We see, for example, that using a stronger regularization penalty for our LASSO model when fitting the model results in sparser covariance matrices. These covariances can be in turn used to calculate partial correlations between each pair of assets and time points to produce graphical representations.

In [None]:
import seaborn as sns
import numpy as np
from ipywidgets import interact, FloatText
from pgscen.utils.plot_utils import get_clustermat, cov_cmap
import networkx as nx
from itertools import combinations as combn


def draw_pcor_graph(pcor_mat, asset_list, ax, plt_thresh, **nxargs):
    asset_graph = nx.Graph()

    for (i, asset1), (j, asset2) in combn(enumerate(asset_list), 2):
        if np.abs(pcor_mat[i, j]) >= plt_thresh:
            asset_graph.add_edge(asset1, asset2, pcor=pcor_mat[i, j])
    
    nx.draw(asset_graph, ax=ax, with_labels=True, 
            node_color='green', font_weight='bold',
            edge_color=[(0.10, 0.37, 1., 0.47) if val > 0 else (1., 0., 0., 0.47)
                        for val in nx.get_edge_attributes(asset_graph, 'pcor').values()],
            width=[53 * (val - plt_thresh)
                   for val in nx.get_edge_attributes(asset_graph, 'pcor').values()],
            **nxargs)

def plot_zone_covars(rho):
    ge.fit(asset_rho=rho, horizon_rho=rho)
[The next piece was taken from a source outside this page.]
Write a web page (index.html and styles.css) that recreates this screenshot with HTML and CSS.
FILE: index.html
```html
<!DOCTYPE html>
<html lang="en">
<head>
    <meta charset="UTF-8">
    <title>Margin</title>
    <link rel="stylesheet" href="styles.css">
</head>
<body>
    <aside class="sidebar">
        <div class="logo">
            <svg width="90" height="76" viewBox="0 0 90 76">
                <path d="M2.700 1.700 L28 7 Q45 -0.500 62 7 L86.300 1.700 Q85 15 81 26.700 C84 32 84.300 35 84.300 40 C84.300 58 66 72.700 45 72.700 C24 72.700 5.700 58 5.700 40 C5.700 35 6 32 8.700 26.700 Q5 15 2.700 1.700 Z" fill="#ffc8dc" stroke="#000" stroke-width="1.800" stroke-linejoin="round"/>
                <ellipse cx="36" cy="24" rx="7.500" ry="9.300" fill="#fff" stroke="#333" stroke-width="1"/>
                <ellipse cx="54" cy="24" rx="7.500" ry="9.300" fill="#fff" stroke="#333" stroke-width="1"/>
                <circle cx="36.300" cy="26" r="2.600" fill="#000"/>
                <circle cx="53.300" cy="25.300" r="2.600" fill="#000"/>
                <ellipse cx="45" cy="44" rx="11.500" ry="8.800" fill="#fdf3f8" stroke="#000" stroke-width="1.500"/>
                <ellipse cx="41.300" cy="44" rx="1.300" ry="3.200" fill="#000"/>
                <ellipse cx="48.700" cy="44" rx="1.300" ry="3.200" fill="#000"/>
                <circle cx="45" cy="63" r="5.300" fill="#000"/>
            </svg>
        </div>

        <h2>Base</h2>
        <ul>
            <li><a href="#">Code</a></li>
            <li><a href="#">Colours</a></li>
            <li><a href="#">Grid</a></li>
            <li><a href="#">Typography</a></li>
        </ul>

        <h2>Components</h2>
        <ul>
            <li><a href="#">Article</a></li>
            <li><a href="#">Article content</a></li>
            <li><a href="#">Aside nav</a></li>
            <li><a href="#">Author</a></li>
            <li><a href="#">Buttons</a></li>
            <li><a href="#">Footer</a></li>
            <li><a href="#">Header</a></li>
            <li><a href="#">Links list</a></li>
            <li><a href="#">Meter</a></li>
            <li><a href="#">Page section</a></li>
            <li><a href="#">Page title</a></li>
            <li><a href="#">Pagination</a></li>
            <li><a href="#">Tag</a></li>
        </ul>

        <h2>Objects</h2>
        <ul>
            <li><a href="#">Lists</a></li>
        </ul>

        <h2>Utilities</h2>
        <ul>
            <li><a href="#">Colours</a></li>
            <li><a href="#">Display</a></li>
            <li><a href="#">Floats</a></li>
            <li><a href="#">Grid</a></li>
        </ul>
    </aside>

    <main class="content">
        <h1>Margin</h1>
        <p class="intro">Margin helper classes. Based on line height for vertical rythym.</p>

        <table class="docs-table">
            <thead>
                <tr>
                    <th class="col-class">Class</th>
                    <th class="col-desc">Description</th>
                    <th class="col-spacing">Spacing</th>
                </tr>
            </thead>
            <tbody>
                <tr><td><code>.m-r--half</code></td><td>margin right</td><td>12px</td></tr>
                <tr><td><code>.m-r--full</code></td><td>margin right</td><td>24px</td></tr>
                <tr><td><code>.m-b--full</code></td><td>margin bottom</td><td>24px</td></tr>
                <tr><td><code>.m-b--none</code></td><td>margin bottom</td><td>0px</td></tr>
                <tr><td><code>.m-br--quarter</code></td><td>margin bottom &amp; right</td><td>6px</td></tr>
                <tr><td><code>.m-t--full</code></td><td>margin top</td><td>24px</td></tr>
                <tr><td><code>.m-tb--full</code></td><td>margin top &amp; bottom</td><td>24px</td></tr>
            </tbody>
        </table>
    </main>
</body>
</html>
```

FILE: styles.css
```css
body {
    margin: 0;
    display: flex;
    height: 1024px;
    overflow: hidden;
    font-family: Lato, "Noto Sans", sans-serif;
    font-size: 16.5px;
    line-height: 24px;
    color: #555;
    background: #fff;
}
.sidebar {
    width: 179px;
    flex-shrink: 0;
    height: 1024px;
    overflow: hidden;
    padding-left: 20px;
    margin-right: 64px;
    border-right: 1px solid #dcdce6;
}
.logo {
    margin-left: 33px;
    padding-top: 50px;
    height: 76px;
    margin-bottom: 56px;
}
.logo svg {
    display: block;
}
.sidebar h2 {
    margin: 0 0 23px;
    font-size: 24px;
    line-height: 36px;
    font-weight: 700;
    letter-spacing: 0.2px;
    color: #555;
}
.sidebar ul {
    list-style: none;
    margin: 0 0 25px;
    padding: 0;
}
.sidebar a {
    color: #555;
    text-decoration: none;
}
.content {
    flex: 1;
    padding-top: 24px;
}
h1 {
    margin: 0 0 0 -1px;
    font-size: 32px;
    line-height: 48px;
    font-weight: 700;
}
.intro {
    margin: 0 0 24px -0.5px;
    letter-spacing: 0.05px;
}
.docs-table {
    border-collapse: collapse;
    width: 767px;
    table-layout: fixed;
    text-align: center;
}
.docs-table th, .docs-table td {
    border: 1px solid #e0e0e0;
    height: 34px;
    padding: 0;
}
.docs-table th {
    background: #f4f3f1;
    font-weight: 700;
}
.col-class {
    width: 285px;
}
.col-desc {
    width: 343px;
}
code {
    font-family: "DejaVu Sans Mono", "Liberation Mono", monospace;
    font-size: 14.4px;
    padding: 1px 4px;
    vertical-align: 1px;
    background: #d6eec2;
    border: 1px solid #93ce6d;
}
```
    fig, axarr = plt.subplots(figsize=(15, 12), nrows=2, ncols=2)
    asset_clust = get_clustermat(ge.model.asset_cov)
    asset_var = asset_clust.iloc[0, 0]
    time_clust = get_clustermat(ge.model.horizon_cov)
    time_var = time_clust.iloc[0, 0]

    sns.heatmap(asset_clust, ax=axarr[0, 0],
                cmap=cov_cmap, vmin=-asset_var, vmax=asset_var, square=True)
    sns.heatmap(time_clust, ax=axarr[0, 1],
                cmap=cov_cmap, vmin=-time_var, vmax=time_var, square=True)

    asset_lbls = [asset.replace('_', ' ') for asset in asset_clust.index]
    axarr[0, 0].set_xticklabels(asset_lbls,
                                rotation=31, ha='right', size=17)
    axarr[0, 0].set_yticklabels(asset_lbls, size=17)
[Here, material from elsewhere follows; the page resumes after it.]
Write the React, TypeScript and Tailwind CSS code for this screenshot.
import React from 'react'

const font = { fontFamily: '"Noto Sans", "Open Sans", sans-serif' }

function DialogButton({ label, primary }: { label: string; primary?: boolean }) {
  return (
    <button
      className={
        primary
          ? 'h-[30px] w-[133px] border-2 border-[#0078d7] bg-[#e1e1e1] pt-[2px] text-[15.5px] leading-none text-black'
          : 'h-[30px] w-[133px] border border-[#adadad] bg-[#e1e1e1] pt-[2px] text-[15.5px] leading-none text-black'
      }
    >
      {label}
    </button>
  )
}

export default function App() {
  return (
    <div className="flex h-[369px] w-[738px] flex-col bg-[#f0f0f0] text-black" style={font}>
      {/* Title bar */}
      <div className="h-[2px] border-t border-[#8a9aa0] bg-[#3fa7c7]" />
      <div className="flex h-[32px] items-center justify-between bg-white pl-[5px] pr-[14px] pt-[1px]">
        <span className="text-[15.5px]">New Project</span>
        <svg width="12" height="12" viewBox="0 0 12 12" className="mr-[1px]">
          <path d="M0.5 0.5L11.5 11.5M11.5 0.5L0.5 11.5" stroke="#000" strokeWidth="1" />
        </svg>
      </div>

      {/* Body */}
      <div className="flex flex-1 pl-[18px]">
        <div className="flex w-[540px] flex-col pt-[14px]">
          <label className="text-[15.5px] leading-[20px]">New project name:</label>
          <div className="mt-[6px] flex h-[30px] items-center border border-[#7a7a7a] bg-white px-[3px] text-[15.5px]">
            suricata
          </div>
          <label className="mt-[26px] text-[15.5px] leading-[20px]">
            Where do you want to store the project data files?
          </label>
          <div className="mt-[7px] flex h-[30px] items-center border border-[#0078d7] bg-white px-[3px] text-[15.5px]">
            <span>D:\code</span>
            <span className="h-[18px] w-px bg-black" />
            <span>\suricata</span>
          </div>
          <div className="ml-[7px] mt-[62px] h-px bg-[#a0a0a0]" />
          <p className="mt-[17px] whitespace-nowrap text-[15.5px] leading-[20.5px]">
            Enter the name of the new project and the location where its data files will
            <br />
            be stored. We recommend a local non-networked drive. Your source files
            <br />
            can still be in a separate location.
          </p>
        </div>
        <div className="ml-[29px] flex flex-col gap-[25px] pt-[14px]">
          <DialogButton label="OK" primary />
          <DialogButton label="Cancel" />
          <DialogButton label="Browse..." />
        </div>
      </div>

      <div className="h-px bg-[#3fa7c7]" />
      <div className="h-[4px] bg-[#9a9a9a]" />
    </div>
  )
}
    time_lbls = [ge.scen_timesteps[int(lag.split('_')[1])].strftime("%H:%M")
                 for lag in time_clust.index]
    axarr[0, 1].set_xticklabels(time_lbls, rotation=90, size=13)
    axarr[0, 1].set_yticklabels(time_lbls, size=13)
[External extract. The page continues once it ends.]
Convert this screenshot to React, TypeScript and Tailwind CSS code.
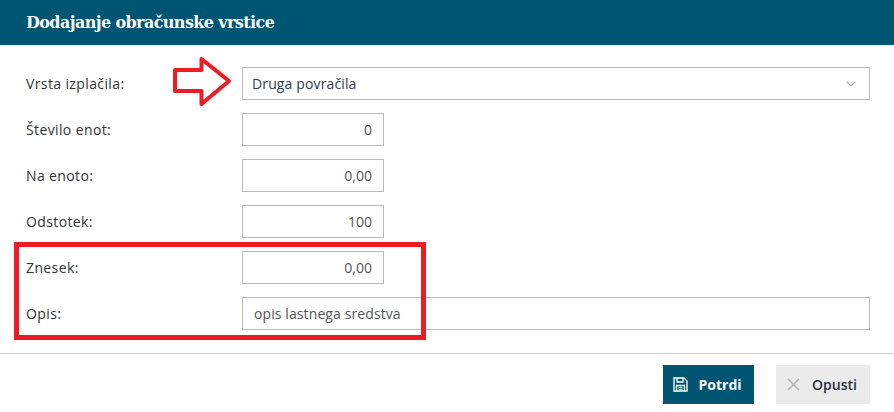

    axarr[0, 0].set_title("Load Covariance\n", **title_args)
    axarr[0, 1].set_title("Timestep Covariance\n", **title_args)
    
    asset_prec = np.linalg.inv(ge.model.asset_cov)
    asset_pcor = -asset_prec / np.sqrt(np.outer(np.diag(asset_prec),
                                                np.diag(asset_prec)))
    draw_pcor_graph(asset_pcor, ge.asset_list, axarr[1, 0], 0.05, font_size=17)
    
    time_lbls = [ge.scen_timesteps[int(lag.split('_')[1])].strftime("%H")
                 for lag in ge.model.horizon_cov.index]
    time_prec = np.linalg.inv(ge.model.horizon_cov)
    time_pcor = -time_prec / np.sqrt(np.outer(np.diag(time_prec),
                                              np.diag(time_prec)))
    draw_pcor_graph(time_pcor, time_lbls, axarr[1, 1], 0.2, font_size=13)
    
    fig.tight_layout(w_pad=7)    

w = FloatText(value=0.05,
              layout={'align_self': 'center'}, style={'description_width': 'initial'},
              disabled=False)
_ = interact(plot_zone_covars, rho=w)

We can now use this fitted model to produce scenarios. This is done by producing deviations from the forecasted data for the given day using the distributions whose parameters were determined during the fitting step.

In [None]:
ge.create_scenario(scenario_count, load_zone_forecast_futures,
                   bin_width_ratio=0.1, min_sample_size=400)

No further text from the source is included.